Scan the lines below for the word "screenshot". Copy each line you find it in.

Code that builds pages
---------------

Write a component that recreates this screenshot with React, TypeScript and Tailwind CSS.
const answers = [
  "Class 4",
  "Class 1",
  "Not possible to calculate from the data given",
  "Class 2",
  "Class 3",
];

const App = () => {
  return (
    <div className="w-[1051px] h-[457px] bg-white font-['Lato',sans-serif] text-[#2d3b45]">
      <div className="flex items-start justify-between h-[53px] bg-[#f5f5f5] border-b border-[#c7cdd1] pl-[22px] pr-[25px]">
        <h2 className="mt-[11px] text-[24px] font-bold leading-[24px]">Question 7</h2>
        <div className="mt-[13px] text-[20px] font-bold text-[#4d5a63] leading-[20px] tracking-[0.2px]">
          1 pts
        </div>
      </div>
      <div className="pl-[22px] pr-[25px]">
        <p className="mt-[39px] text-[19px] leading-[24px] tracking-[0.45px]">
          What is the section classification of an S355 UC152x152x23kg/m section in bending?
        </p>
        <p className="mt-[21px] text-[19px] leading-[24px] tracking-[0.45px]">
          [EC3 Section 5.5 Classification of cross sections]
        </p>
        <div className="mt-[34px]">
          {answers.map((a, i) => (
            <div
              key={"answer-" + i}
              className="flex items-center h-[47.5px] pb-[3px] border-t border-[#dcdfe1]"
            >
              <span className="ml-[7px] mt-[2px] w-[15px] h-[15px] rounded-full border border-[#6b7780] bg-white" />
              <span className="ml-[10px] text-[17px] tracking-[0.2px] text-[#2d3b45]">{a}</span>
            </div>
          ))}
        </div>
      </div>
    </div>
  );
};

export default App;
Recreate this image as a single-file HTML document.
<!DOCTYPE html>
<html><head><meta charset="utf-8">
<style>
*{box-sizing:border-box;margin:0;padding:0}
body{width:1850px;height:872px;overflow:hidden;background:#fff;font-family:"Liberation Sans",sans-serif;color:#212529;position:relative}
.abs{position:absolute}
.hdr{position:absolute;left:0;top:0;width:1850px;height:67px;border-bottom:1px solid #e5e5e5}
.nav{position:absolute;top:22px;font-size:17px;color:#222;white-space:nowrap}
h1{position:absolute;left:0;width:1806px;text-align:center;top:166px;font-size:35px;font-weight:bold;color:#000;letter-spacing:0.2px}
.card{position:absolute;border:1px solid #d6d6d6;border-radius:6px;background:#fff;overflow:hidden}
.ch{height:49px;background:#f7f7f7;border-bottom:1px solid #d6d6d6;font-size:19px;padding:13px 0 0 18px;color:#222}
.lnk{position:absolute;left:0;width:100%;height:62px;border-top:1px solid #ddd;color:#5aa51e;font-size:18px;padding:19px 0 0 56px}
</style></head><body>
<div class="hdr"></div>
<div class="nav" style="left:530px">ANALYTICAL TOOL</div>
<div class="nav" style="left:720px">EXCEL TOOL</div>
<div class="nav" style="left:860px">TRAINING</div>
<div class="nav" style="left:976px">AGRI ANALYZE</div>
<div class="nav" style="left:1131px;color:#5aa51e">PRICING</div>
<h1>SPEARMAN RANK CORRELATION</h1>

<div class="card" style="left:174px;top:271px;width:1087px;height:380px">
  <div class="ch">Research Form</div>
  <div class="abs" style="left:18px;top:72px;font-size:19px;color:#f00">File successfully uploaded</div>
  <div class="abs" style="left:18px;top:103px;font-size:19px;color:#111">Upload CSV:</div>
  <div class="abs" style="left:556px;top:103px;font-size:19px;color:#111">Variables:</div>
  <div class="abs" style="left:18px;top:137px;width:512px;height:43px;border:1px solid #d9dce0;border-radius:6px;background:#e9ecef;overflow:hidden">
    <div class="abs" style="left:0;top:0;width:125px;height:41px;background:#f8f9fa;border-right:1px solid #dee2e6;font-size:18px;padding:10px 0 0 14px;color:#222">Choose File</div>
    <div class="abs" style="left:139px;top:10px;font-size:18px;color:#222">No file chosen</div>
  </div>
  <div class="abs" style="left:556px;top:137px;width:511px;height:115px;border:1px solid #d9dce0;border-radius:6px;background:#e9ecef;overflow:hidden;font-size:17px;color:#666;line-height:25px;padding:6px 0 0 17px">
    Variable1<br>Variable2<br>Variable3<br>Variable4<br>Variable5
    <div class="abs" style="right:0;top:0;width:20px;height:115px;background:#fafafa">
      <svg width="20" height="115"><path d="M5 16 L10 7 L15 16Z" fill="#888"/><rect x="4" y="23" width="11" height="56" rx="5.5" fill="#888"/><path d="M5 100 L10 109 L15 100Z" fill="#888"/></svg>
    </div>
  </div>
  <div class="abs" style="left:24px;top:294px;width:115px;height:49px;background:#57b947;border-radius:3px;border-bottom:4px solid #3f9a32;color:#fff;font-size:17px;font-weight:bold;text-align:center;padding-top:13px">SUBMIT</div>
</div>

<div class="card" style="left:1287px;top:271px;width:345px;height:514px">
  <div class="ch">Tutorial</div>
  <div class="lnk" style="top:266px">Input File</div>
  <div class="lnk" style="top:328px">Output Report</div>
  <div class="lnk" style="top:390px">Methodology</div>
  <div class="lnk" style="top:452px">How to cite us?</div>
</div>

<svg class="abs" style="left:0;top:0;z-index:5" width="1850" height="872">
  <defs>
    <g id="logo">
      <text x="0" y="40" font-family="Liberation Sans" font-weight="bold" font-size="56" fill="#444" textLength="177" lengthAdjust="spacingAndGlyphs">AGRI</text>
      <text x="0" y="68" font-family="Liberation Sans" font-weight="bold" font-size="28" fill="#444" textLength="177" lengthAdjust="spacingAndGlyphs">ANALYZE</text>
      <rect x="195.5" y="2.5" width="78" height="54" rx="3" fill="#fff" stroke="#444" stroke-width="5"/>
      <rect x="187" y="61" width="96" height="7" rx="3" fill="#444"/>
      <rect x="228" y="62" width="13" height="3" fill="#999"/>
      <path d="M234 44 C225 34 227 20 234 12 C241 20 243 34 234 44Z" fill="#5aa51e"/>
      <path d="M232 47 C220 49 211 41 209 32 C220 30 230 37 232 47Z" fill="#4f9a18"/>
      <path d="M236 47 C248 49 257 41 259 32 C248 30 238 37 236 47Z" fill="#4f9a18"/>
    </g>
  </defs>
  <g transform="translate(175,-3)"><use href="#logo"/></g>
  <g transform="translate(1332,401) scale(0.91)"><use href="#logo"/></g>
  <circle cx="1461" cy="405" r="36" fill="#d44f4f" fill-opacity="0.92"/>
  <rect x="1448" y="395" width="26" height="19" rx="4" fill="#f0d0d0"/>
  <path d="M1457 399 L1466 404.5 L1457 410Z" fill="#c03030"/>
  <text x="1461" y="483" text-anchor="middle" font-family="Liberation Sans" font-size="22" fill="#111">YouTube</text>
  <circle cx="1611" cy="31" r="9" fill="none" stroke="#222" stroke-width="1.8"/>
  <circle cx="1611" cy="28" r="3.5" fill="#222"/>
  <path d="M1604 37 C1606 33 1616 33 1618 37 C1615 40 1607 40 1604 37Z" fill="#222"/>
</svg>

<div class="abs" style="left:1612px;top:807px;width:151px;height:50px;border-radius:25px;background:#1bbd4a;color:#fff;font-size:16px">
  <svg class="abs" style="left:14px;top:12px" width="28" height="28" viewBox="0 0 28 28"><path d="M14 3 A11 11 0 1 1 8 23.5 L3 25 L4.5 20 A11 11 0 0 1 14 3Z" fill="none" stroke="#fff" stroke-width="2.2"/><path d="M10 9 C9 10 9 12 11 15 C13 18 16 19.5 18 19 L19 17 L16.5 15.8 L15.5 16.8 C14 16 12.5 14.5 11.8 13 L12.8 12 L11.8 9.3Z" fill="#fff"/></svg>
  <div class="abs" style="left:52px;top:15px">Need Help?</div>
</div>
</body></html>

---------------

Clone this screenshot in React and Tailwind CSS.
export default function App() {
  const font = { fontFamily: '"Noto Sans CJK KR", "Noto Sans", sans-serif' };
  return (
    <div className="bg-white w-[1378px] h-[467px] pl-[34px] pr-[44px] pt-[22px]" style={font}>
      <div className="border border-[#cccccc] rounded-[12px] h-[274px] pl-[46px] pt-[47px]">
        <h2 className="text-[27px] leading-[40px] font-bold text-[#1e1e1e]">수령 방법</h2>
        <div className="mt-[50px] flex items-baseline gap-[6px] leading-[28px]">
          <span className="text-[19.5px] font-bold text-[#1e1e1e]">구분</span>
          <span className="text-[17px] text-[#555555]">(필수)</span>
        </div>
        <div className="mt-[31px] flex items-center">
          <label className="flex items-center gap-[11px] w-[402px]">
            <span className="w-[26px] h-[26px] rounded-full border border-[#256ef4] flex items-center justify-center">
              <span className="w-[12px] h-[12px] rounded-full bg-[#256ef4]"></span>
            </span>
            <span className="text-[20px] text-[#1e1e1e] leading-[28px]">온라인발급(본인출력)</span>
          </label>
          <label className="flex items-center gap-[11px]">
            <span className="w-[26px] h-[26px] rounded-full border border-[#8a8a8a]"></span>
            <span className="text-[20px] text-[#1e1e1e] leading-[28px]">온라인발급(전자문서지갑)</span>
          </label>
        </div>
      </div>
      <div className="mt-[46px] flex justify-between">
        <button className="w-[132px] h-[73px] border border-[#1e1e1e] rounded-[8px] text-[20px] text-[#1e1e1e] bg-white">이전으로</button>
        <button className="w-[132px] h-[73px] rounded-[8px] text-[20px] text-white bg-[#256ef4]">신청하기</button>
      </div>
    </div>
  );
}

---------------

Written response.
Write a component that recreates this screenshot with React, TypeScript and Tailwind CSS.
Clone this screenshot in React and Tailwind CSS.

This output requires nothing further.